ホテルに帰ってバーにしけ込むと、そこでもカウンターの隣の男から話しかけられた。兄さん1人か。地元はどこだ。岡山県民は奥手で断れないのが県民性だな。飲み屋なら老松町へ行け。恋人を連れてくなら、神戸では炉端焼きでうまい店がある。明日は海を見にいく?相生なんかやめとけ、須磨にしとけ。なんだお前別れたのか、とりあえずこれを飲め。
よく笑う男につられて私もよく笑い、呑んだ。
酒の弱い私はもちろん、部屋に帰った途端倒れ込んで眠ったが、総じて良い夜だった様に思う。

 この旅は、もしかすれば幼少の故郷を失う旅だった様に思う。目にする風景は、断片的に面影を遺していたが、地図を引き直す以上に書き換える必要があることに気付いた。
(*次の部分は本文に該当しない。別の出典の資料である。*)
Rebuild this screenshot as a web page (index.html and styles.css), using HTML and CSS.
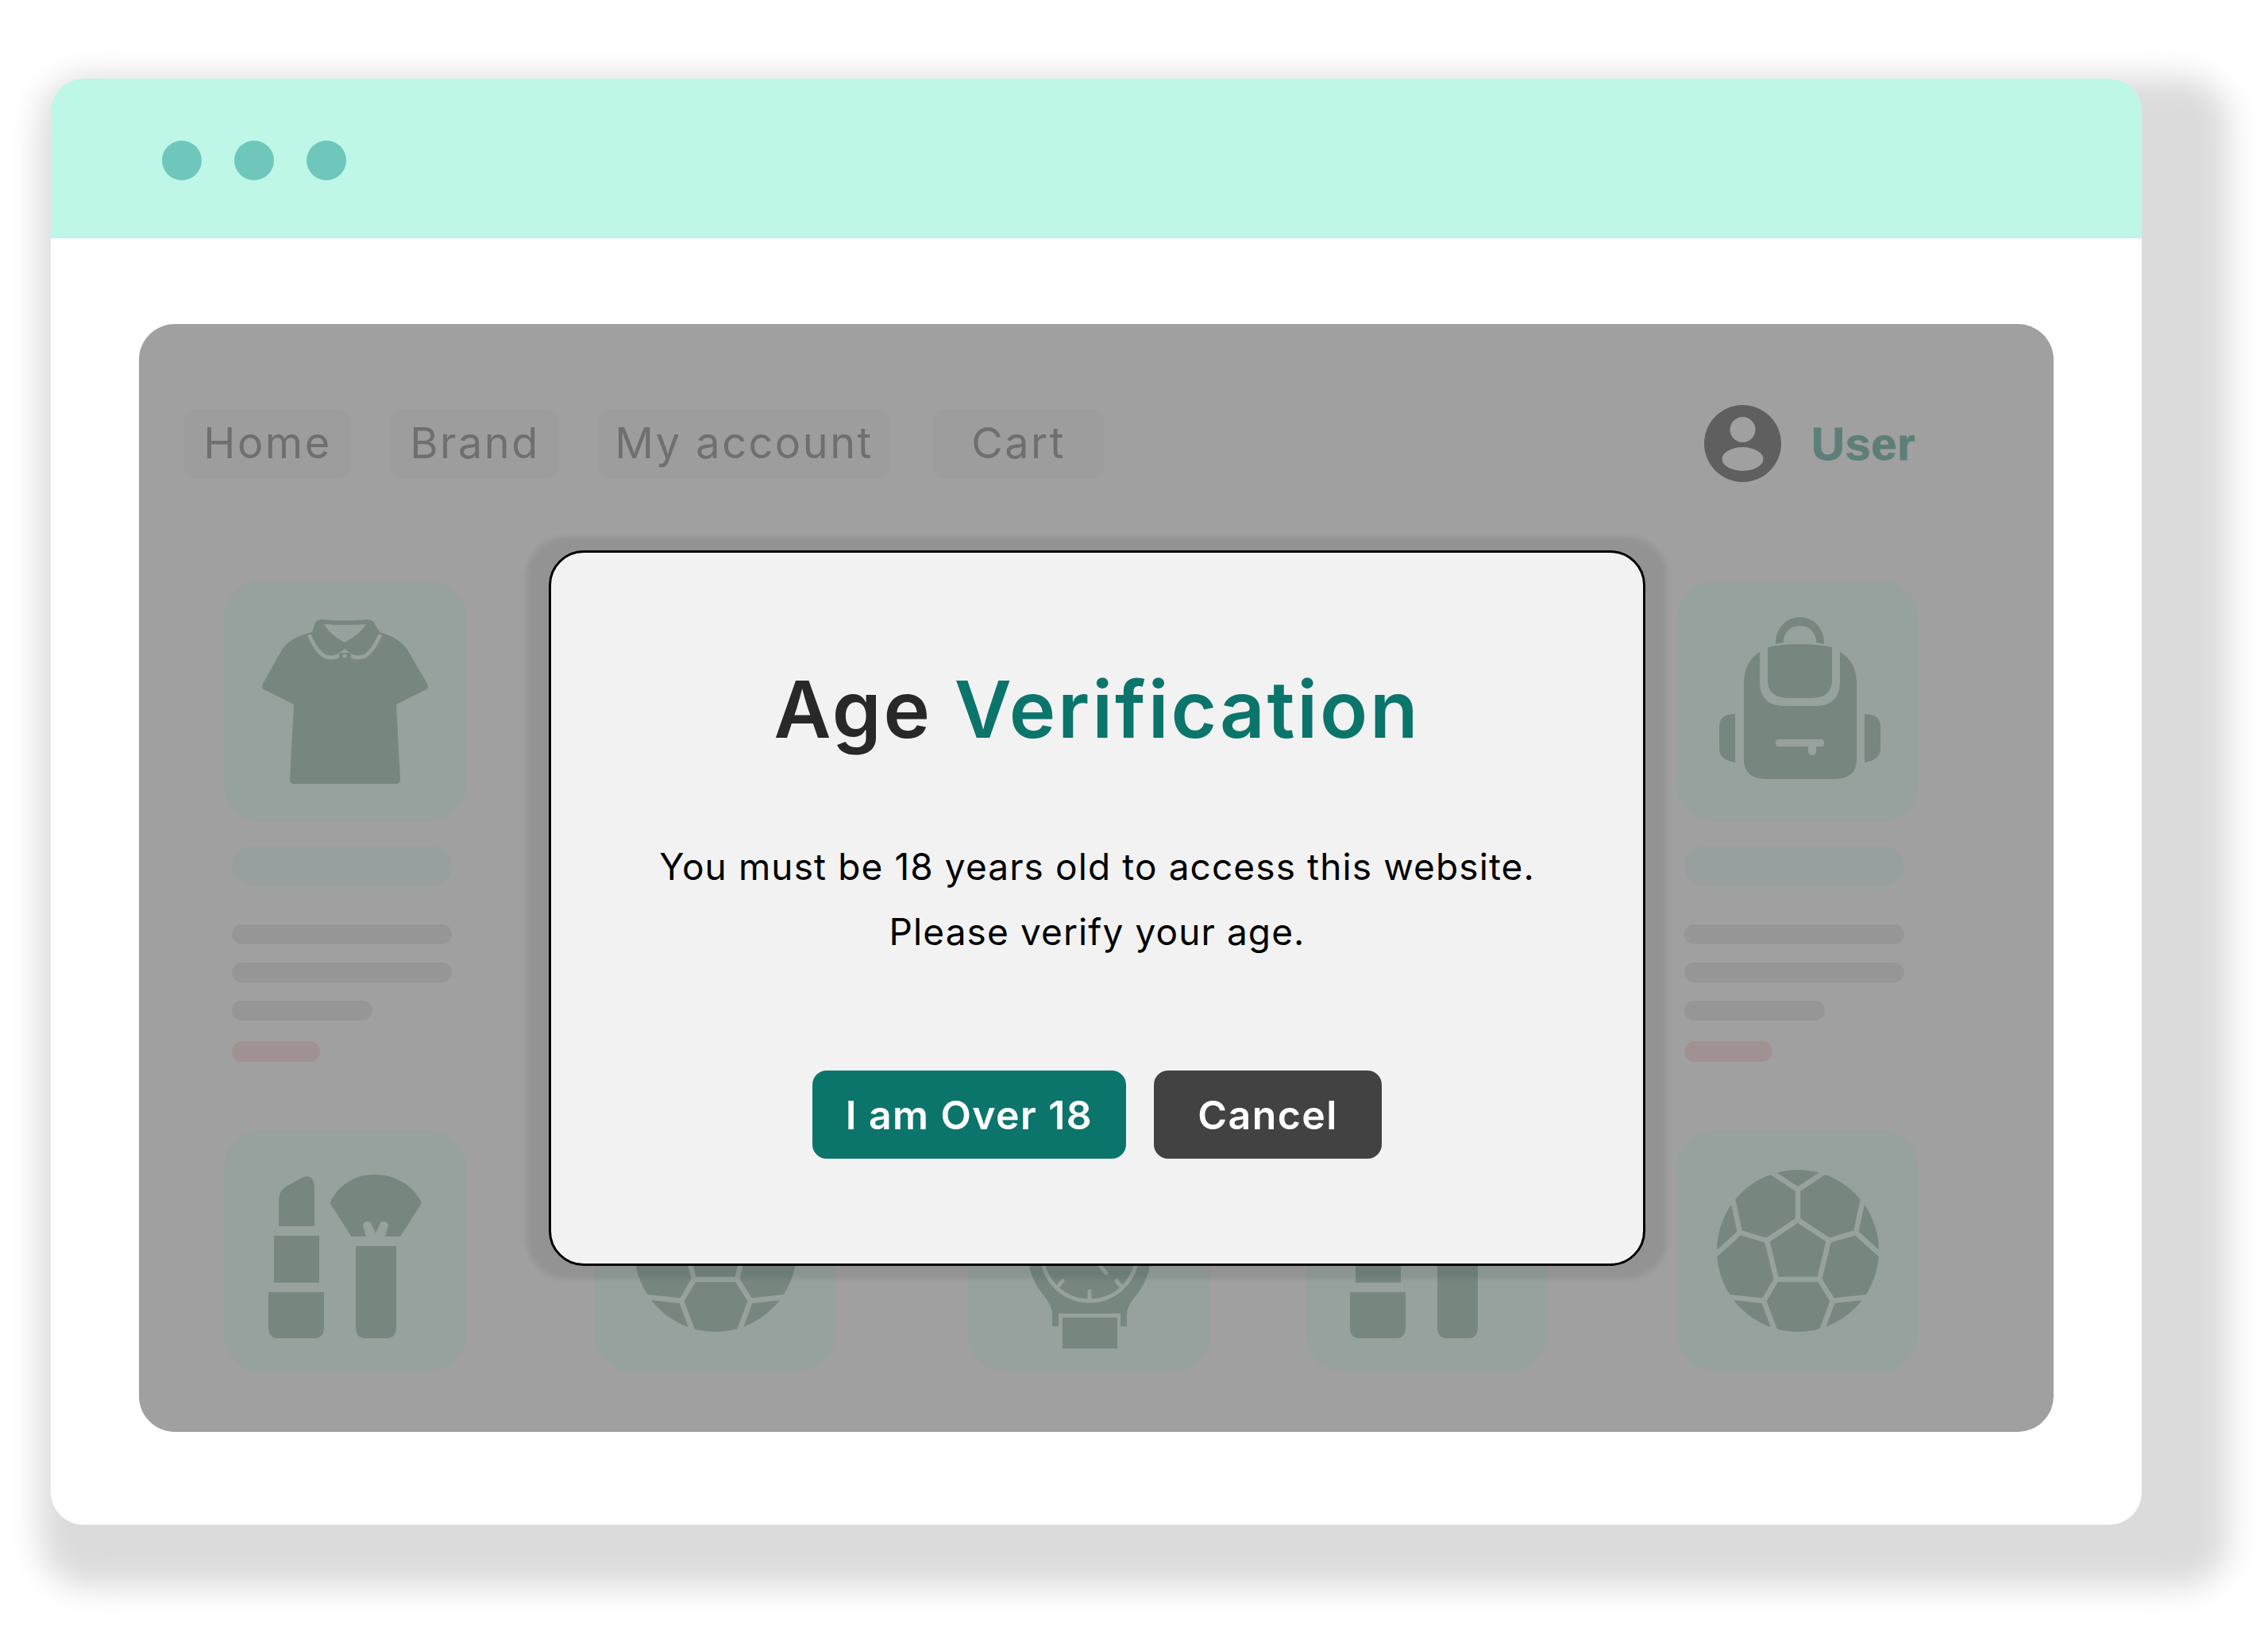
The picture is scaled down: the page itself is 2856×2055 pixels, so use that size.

私は大人になり、口にする言葉も食事も変わった。残念なことの様にも、喜ばしいことの様にも感じる。幼少の故郷は消え、今帰るべき場所を作る。そうやって今ができるのだろう。
 バーでバランタインをしこたま飲ませた男の言葉が耳に残る。
「その町その町に、うまい店屋があるんですよ。そこにうまくはまった時の快感ったら。ふるさと巡りなんかやめときなさい、今楽しいことをするんです。」
ベッドでゆっくりと呼吸をしながら、明日の朝、彼が勧める大浴場に浸かって、海を見に行こうと考えていた。